## DATA IN THIS EXERCISE:
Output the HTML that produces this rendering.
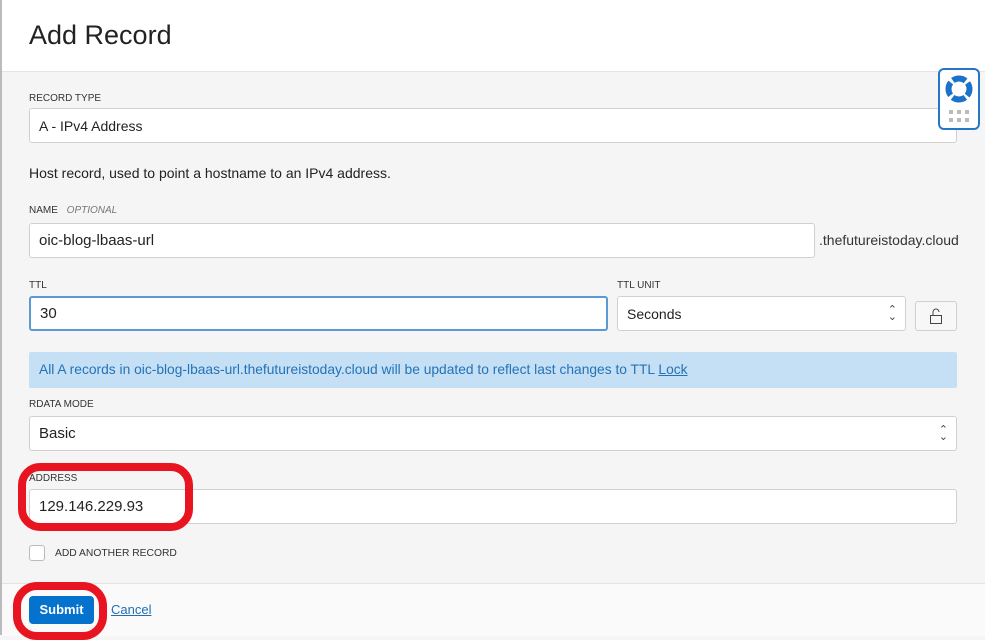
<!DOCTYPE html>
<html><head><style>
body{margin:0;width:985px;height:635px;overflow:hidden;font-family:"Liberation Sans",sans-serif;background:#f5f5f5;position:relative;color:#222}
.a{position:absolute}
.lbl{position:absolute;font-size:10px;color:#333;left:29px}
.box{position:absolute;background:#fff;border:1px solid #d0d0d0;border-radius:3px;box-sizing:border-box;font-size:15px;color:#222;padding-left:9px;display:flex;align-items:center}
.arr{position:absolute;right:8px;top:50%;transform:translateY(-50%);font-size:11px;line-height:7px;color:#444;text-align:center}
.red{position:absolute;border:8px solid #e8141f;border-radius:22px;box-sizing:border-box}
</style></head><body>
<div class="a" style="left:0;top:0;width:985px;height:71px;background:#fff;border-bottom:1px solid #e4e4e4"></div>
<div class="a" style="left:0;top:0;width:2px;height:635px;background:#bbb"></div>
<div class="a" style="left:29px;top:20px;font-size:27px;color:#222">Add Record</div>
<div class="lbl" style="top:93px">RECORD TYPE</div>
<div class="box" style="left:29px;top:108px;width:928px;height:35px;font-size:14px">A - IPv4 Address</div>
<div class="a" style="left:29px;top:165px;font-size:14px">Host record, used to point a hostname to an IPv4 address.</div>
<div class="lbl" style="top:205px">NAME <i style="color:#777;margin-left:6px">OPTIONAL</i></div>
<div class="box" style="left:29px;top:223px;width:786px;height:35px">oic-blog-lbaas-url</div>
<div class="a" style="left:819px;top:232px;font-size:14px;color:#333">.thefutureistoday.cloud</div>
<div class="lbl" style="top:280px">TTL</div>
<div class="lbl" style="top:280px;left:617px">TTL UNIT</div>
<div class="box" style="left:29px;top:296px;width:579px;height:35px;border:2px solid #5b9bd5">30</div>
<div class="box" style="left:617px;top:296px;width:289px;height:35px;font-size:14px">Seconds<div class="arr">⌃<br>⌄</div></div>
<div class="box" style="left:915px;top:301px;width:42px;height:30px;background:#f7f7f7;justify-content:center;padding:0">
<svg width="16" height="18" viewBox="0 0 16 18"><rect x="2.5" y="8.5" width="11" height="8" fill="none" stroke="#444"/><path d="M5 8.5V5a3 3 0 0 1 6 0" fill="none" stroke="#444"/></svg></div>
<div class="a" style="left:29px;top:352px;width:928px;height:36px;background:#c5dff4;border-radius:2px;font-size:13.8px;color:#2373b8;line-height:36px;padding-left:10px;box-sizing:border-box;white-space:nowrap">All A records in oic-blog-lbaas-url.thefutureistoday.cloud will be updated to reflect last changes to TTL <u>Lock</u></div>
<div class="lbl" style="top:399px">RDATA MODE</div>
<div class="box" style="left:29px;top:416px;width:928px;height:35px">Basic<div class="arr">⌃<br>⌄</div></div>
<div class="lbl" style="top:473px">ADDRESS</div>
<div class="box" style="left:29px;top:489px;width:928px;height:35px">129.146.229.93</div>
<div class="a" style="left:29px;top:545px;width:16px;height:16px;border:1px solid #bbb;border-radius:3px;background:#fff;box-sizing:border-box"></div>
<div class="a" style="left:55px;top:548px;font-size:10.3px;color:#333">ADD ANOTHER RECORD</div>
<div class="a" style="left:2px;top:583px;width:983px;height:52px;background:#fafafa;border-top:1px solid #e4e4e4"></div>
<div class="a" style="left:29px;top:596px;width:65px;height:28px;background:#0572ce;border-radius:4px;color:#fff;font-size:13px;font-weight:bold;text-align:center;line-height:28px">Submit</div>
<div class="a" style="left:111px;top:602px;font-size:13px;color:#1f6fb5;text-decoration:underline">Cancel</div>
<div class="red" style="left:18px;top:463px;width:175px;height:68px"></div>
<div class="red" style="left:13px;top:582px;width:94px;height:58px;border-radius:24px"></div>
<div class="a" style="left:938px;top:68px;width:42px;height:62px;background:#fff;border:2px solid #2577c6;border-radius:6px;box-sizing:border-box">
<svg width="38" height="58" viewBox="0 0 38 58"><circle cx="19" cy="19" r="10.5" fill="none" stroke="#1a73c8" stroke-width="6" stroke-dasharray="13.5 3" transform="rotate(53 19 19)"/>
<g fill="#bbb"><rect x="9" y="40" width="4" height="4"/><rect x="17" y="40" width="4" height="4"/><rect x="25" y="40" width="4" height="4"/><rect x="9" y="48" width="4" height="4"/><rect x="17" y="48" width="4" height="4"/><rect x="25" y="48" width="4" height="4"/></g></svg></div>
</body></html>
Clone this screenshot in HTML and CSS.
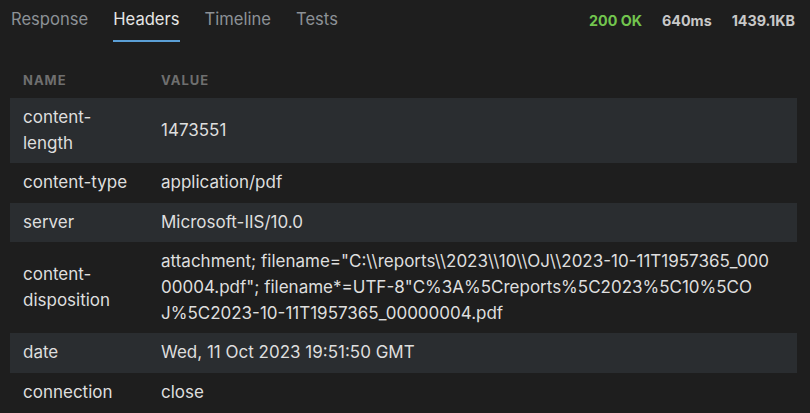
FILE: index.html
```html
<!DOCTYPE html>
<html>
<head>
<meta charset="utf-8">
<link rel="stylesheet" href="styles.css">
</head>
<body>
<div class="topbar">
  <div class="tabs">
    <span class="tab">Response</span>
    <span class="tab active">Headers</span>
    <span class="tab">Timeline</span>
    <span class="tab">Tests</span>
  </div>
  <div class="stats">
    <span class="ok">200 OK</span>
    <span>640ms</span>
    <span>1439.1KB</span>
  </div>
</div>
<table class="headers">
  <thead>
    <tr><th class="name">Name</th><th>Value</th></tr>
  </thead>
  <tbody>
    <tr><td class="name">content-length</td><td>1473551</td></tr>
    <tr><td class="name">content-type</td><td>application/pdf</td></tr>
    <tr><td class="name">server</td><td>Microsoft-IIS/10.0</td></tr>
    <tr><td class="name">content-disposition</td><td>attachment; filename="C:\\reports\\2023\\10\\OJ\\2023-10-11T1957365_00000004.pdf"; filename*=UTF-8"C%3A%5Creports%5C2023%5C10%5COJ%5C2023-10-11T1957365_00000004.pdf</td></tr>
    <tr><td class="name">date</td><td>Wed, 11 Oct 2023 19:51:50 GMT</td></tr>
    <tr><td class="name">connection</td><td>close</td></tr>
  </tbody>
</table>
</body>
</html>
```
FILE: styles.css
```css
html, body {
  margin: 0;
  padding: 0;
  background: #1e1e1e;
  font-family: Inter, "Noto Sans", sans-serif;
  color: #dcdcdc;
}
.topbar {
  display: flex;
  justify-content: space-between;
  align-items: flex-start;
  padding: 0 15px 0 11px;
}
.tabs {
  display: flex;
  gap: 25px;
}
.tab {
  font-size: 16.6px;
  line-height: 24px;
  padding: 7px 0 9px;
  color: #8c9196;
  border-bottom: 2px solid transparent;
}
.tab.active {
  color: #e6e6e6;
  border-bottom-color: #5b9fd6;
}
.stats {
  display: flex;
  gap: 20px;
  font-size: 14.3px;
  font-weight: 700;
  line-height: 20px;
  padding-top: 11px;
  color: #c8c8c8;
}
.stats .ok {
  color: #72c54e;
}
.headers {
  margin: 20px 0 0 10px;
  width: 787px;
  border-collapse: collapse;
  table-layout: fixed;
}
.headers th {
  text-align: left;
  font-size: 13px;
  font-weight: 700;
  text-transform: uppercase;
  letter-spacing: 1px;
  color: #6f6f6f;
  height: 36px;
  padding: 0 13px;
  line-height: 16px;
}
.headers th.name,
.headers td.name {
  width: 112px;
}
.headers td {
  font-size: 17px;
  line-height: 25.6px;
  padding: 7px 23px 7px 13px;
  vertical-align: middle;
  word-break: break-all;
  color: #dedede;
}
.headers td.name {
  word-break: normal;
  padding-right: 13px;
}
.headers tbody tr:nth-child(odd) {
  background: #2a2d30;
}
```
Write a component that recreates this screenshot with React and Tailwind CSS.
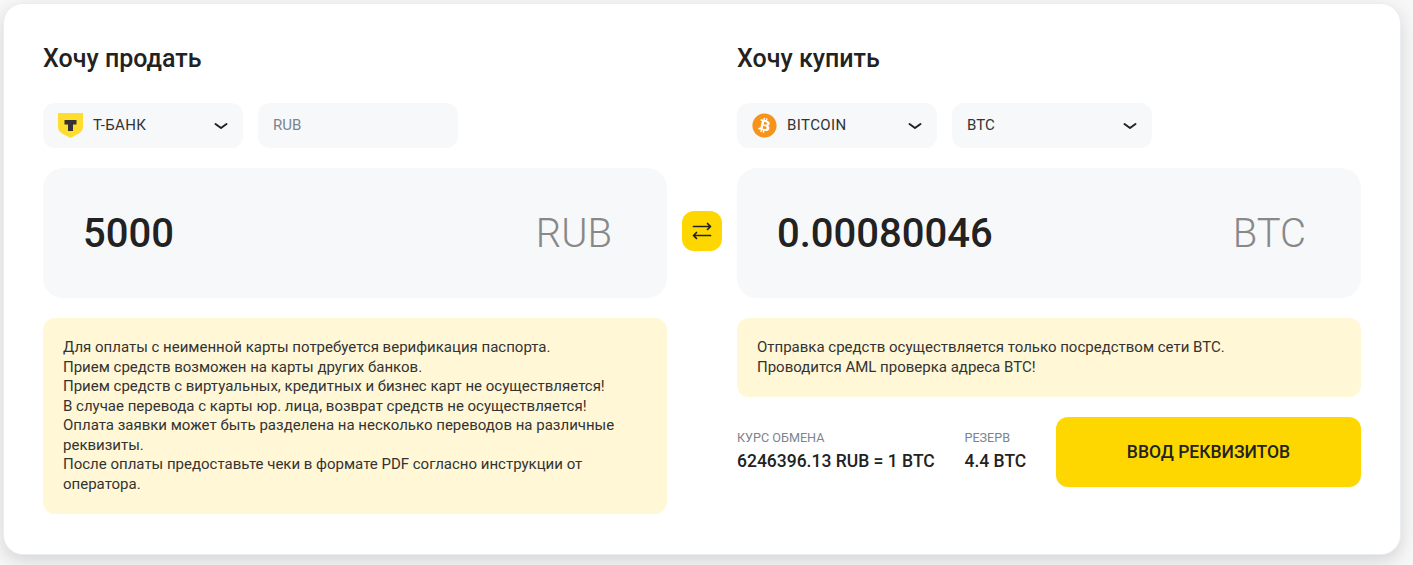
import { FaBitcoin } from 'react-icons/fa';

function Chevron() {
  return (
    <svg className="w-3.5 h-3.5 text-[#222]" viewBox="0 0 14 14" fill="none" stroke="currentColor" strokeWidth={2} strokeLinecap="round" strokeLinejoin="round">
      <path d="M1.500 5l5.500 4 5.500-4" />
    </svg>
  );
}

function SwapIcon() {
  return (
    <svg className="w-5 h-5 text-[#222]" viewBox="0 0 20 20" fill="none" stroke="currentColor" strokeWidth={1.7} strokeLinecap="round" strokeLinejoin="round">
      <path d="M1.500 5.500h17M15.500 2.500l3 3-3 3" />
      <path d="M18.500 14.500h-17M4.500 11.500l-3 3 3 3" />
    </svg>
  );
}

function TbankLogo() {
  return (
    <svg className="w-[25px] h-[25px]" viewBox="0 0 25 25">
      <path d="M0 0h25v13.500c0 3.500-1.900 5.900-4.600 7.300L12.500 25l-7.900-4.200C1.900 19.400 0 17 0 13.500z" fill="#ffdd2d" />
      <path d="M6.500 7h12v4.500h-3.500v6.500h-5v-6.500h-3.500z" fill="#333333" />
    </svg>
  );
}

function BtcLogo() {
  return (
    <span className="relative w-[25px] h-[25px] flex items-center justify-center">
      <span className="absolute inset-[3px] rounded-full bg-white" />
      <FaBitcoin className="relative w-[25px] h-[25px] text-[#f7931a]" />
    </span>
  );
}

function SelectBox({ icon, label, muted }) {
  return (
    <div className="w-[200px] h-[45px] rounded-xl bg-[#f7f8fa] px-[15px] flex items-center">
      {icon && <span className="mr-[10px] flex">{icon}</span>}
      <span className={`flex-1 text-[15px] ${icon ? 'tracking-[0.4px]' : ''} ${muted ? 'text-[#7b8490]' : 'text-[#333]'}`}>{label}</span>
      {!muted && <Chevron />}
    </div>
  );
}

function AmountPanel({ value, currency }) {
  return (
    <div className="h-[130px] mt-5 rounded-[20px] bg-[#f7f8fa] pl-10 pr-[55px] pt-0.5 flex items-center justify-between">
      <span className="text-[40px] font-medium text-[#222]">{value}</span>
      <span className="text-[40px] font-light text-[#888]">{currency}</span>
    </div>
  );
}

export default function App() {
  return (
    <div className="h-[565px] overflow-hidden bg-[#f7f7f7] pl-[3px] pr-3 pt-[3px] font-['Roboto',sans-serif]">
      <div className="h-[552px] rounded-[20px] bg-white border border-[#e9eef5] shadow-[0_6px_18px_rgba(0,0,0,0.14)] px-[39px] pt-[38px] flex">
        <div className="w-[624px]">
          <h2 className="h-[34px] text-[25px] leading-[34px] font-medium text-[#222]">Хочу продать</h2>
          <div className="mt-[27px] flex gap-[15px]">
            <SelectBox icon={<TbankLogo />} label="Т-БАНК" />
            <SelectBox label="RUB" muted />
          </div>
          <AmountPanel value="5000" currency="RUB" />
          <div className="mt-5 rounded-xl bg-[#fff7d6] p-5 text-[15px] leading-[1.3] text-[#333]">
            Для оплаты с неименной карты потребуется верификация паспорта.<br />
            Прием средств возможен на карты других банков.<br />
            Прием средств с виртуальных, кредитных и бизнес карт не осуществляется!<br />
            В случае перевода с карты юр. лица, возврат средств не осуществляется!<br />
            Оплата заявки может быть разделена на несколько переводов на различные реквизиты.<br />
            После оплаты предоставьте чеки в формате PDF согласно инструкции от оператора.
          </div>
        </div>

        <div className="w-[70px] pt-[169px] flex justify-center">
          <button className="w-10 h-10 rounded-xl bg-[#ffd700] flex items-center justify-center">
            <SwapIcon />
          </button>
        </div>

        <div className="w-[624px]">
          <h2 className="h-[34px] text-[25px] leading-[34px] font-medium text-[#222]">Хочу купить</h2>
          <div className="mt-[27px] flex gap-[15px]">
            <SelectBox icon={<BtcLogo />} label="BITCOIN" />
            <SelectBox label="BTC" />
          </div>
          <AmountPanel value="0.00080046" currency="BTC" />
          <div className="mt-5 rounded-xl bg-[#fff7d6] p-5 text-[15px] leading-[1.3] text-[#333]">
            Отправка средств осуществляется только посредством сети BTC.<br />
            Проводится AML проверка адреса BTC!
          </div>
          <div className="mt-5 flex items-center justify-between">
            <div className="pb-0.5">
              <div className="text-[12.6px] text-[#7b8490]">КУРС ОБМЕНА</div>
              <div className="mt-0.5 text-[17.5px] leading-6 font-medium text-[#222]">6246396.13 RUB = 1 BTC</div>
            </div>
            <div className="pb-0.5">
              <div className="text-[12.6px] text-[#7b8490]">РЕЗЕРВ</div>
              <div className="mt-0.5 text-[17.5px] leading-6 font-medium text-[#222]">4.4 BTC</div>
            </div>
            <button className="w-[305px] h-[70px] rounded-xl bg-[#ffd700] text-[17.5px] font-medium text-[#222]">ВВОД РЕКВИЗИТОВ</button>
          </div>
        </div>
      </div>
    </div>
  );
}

## EXERCISE OBJECTIVE:
Using the entries above, find all lines with "screenshot". Copy them.

## FINAL RESULT:
Clone this screenshot in HTML and CSS.
Write a component that recreates this screenshot with React and Tailwind CSS.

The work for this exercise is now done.